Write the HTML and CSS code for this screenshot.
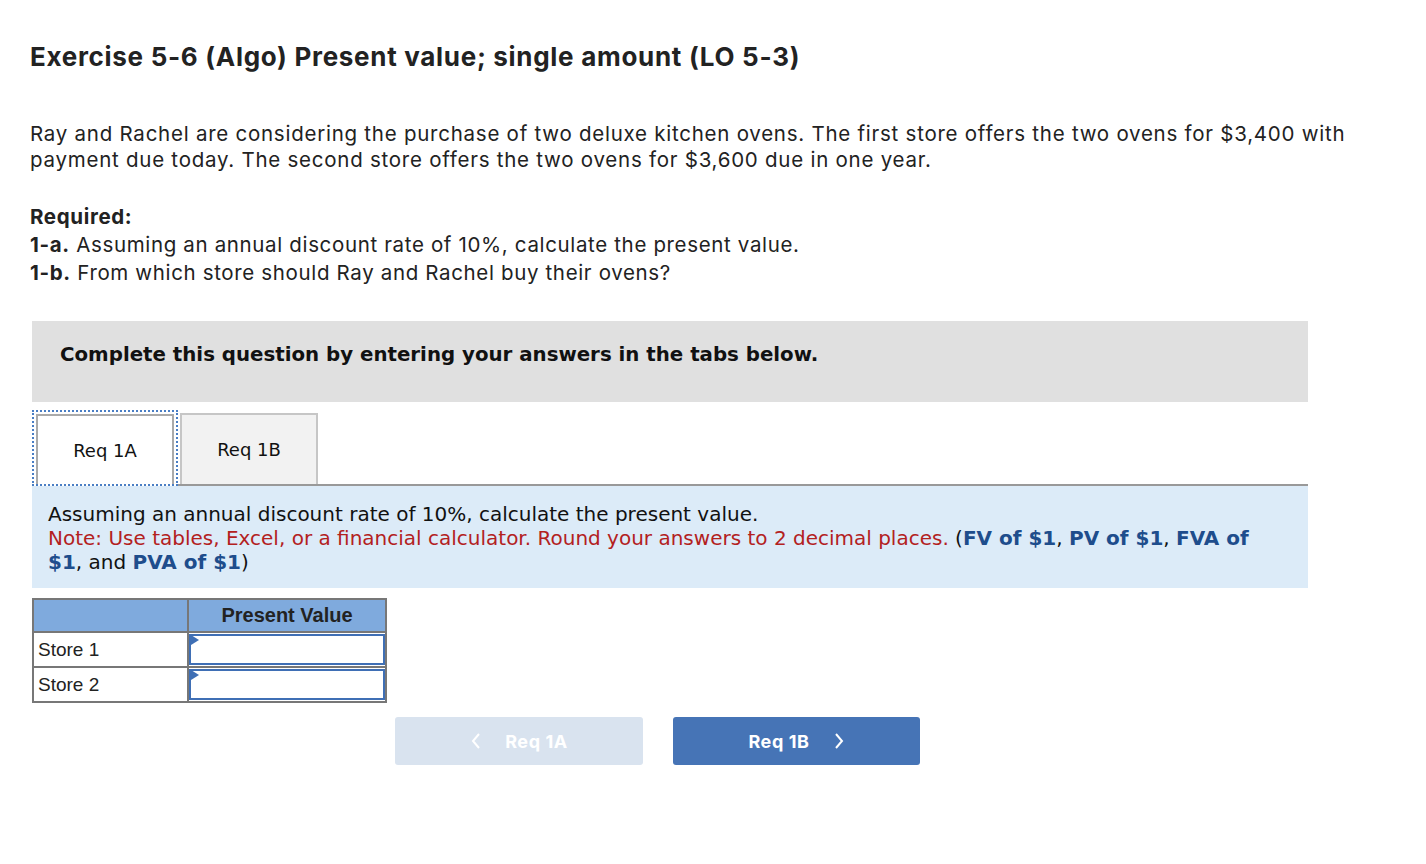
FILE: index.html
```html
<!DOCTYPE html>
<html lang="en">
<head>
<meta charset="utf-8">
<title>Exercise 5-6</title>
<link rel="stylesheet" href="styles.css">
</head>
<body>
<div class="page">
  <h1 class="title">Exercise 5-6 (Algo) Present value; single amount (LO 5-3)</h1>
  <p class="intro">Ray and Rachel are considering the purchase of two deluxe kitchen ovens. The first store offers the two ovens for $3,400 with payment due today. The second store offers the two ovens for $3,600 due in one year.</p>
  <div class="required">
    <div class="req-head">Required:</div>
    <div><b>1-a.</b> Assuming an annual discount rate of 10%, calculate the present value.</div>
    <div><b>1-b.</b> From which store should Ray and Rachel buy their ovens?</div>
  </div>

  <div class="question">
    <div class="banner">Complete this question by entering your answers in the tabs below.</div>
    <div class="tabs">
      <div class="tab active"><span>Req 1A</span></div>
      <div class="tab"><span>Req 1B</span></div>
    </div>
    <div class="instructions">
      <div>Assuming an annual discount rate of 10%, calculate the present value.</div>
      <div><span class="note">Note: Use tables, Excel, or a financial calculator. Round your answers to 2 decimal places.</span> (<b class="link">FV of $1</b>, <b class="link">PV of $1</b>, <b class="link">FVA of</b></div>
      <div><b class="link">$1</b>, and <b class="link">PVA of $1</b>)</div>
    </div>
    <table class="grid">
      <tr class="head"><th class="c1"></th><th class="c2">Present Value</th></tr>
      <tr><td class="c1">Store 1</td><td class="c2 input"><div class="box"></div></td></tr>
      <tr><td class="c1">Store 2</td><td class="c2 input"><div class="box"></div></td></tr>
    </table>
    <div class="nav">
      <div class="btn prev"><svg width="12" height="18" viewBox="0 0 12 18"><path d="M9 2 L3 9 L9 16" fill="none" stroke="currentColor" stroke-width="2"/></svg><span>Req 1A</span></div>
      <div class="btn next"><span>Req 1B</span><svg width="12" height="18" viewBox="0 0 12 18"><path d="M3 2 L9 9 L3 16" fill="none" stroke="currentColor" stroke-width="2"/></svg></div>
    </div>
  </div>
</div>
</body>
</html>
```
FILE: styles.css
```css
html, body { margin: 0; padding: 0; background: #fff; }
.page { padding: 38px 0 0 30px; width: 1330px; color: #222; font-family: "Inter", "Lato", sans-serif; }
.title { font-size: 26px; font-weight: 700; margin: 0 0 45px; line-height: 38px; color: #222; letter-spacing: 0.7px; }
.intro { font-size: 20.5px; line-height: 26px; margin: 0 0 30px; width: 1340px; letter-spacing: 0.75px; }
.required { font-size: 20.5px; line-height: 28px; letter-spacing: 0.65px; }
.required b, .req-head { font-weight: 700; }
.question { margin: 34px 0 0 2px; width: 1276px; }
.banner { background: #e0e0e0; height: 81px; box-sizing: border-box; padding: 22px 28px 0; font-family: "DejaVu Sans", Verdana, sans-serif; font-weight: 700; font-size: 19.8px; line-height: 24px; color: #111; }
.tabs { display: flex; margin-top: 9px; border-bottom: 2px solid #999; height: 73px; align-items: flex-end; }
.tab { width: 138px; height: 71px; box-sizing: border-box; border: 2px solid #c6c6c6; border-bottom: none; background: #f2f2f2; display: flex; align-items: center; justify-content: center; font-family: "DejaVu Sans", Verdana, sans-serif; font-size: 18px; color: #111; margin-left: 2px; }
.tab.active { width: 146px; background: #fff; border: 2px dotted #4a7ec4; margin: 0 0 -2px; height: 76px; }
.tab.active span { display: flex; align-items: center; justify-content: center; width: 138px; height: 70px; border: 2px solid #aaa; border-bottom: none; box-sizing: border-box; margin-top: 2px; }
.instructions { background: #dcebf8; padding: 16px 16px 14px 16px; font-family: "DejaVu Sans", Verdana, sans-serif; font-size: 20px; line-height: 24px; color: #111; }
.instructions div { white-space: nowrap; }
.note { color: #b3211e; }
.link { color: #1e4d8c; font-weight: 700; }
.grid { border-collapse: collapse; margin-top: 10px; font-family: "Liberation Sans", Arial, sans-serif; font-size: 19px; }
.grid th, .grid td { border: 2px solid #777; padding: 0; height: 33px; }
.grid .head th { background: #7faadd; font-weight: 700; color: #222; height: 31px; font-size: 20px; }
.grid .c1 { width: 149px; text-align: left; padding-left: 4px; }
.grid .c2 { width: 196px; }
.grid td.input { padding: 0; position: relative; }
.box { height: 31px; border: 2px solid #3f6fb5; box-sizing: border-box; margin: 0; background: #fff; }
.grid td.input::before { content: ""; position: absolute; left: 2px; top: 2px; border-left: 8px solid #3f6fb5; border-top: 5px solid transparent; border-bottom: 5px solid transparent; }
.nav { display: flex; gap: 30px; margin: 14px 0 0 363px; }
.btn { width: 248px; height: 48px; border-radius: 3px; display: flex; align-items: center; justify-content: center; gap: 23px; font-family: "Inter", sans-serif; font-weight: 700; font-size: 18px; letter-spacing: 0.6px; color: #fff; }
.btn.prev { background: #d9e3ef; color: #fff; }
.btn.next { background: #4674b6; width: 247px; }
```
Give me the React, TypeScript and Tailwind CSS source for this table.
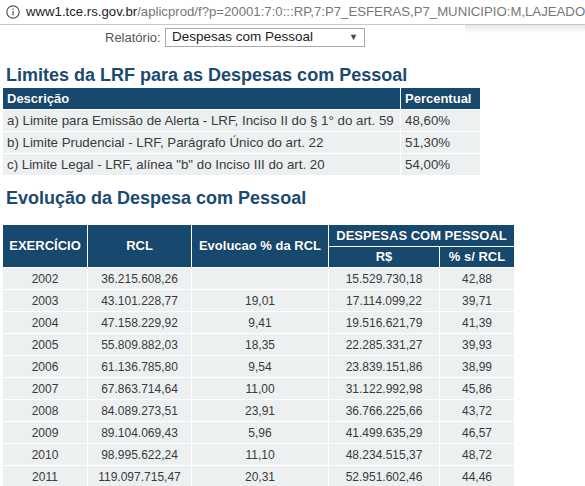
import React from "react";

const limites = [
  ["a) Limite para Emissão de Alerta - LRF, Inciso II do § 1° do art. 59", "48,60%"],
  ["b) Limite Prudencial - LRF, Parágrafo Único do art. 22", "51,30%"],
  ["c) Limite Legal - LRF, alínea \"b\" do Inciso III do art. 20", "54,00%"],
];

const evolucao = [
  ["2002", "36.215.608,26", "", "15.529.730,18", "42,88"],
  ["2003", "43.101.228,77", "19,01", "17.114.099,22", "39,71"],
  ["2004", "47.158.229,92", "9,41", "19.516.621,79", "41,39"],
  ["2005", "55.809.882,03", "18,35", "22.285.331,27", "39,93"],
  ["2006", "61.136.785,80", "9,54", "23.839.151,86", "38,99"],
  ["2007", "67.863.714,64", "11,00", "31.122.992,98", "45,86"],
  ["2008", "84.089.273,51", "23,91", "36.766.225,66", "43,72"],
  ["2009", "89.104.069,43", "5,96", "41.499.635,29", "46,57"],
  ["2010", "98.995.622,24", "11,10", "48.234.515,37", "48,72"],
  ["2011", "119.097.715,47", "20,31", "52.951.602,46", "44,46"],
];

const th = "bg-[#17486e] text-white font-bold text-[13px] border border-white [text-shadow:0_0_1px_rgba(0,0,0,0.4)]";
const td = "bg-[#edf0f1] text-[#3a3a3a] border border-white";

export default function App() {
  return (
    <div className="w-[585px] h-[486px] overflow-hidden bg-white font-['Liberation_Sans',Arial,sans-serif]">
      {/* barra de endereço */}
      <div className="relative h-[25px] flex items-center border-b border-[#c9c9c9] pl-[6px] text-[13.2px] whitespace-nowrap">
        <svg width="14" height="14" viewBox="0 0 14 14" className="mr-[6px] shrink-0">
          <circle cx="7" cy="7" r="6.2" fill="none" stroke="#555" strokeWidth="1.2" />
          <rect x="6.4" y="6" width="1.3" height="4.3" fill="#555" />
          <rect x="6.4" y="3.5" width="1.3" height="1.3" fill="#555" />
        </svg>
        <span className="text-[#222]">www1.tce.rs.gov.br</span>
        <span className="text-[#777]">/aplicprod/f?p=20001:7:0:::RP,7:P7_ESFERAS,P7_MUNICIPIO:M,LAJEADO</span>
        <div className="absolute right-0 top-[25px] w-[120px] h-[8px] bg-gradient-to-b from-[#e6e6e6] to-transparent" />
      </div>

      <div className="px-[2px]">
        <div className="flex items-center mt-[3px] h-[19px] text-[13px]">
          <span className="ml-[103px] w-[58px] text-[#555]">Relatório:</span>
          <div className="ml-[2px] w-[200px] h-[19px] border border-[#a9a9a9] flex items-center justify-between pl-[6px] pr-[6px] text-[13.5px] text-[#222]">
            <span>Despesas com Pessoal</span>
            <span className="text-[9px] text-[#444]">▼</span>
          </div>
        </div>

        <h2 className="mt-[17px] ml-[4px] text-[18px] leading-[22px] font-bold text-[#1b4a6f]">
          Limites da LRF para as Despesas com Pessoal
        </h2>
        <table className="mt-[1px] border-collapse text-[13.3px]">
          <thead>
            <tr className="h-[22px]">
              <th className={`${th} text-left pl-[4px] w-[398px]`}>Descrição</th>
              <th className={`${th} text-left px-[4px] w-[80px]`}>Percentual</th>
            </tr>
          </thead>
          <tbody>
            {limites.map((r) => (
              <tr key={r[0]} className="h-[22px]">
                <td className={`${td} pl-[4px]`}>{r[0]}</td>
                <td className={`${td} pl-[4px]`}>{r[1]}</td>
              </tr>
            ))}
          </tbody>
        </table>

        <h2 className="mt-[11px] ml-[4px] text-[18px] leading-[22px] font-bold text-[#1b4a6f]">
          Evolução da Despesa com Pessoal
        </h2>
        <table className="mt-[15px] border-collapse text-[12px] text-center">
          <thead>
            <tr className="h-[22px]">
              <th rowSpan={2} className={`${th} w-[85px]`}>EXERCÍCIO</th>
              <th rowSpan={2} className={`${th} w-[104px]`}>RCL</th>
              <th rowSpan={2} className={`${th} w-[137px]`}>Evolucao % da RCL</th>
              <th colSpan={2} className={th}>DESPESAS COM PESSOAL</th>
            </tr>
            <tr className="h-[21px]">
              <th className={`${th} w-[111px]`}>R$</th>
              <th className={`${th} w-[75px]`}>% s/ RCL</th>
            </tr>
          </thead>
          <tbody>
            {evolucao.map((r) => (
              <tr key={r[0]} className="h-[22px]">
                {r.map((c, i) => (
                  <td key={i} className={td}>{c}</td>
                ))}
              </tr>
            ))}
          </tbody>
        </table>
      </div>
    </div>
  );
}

▶ [THE PROBLEM]
Of the lines above, copy each that contains "this".

▶ [ANSWER TO THE TASK]
Write the HTML and CSS code for this screenshot.
    <div class="banner">Complete this question by entering your answers in the tabs below.</div>
Give me the React, TypeScript and Tailwind CSS source for this table.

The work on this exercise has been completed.